Task prompt: Your task is to gather the lines below that hold the string "styles".

Dataset excerpt:
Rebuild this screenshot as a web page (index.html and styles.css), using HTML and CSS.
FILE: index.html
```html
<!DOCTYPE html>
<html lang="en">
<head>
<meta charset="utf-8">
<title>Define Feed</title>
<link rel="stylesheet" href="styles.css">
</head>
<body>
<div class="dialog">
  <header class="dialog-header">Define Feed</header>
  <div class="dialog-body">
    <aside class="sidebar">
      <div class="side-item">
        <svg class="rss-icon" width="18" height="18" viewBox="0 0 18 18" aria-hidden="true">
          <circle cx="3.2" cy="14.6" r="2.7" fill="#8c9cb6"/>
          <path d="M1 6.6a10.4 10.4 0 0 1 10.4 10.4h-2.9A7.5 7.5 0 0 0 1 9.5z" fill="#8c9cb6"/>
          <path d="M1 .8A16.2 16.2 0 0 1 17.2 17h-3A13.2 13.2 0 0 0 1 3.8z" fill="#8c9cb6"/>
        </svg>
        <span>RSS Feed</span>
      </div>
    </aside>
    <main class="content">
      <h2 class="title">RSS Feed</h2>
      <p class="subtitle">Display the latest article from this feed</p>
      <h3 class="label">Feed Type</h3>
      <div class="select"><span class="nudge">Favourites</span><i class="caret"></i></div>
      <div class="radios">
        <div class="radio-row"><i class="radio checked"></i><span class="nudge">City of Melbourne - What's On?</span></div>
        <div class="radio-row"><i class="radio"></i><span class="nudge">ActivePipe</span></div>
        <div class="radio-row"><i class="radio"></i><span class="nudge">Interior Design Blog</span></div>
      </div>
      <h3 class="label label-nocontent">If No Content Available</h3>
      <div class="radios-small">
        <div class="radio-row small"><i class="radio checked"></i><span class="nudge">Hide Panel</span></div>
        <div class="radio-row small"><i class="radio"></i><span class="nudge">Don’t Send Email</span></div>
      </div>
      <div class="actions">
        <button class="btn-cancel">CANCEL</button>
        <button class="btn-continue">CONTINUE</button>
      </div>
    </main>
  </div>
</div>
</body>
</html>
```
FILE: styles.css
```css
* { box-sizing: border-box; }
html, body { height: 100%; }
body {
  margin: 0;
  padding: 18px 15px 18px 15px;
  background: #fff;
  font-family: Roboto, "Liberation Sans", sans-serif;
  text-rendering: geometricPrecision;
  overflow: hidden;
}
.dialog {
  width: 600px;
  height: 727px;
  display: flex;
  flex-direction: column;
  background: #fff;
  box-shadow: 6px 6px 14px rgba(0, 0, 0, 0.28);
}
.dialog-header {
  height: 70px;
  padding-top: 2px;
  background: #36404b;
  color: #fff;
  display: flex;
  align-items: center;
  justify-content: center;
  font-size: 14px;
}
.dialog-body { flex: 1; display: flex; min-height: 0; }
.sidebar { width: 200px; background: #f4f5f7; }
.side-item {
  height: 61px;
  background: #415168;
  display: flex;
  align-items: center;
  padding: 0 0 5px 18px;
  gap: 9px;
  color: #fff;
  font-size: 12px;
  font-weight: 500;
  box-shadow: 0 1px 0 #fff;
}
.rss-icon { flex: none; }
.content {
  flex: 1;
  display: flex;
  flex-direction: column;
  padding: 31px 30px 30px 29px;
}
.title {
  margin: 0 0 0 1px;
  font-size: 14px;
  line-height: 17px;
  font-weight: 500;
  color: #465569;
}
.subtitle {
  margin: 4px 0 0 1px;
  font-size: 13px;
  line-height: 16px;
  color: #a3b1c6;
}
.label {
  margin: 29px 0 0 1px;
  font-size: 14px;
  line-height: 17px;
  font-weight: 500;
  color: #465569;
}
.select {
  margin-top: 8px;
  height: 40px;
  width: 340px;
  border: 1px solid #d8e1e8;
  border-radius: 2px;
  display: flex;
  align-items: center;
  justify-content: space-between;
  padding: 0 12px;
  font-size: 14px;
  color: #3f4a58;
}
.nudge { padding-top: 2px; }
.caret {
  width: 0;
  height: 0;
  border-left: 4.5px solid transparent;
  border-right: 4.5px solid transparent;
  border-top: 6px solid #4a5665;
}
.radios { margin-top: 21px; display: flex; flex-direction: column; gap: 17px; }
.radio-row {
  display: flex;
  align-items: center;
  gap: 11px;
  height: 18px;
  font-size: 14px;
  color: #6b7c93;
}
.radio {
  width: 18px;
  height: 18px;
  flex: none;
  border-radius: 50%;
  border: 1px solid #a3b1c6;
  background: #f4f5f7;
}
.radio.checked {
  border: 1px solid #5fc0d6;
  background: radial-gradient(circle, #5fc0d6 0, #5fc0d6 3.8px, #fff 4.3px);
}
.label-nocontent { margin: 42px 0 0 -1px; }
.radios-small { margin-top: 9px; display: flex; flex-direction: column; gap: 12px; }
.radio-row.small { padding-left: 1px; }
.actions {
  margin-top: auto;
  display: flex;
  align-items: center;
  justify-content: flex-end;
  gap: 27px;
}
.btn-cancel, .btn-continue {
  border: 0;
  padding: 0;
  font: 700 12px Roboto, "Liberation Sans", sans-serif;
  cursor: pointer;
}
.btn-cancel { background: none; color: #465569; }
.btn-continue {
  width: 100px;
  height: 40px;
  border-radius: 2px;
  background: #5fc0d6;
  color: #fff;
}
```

Response:
Rebuild this screenshot as a web page (index.html and styles.css), using HTML and CSS.
<link rel="stylesheet" href="styles.css">
FILE: styles.css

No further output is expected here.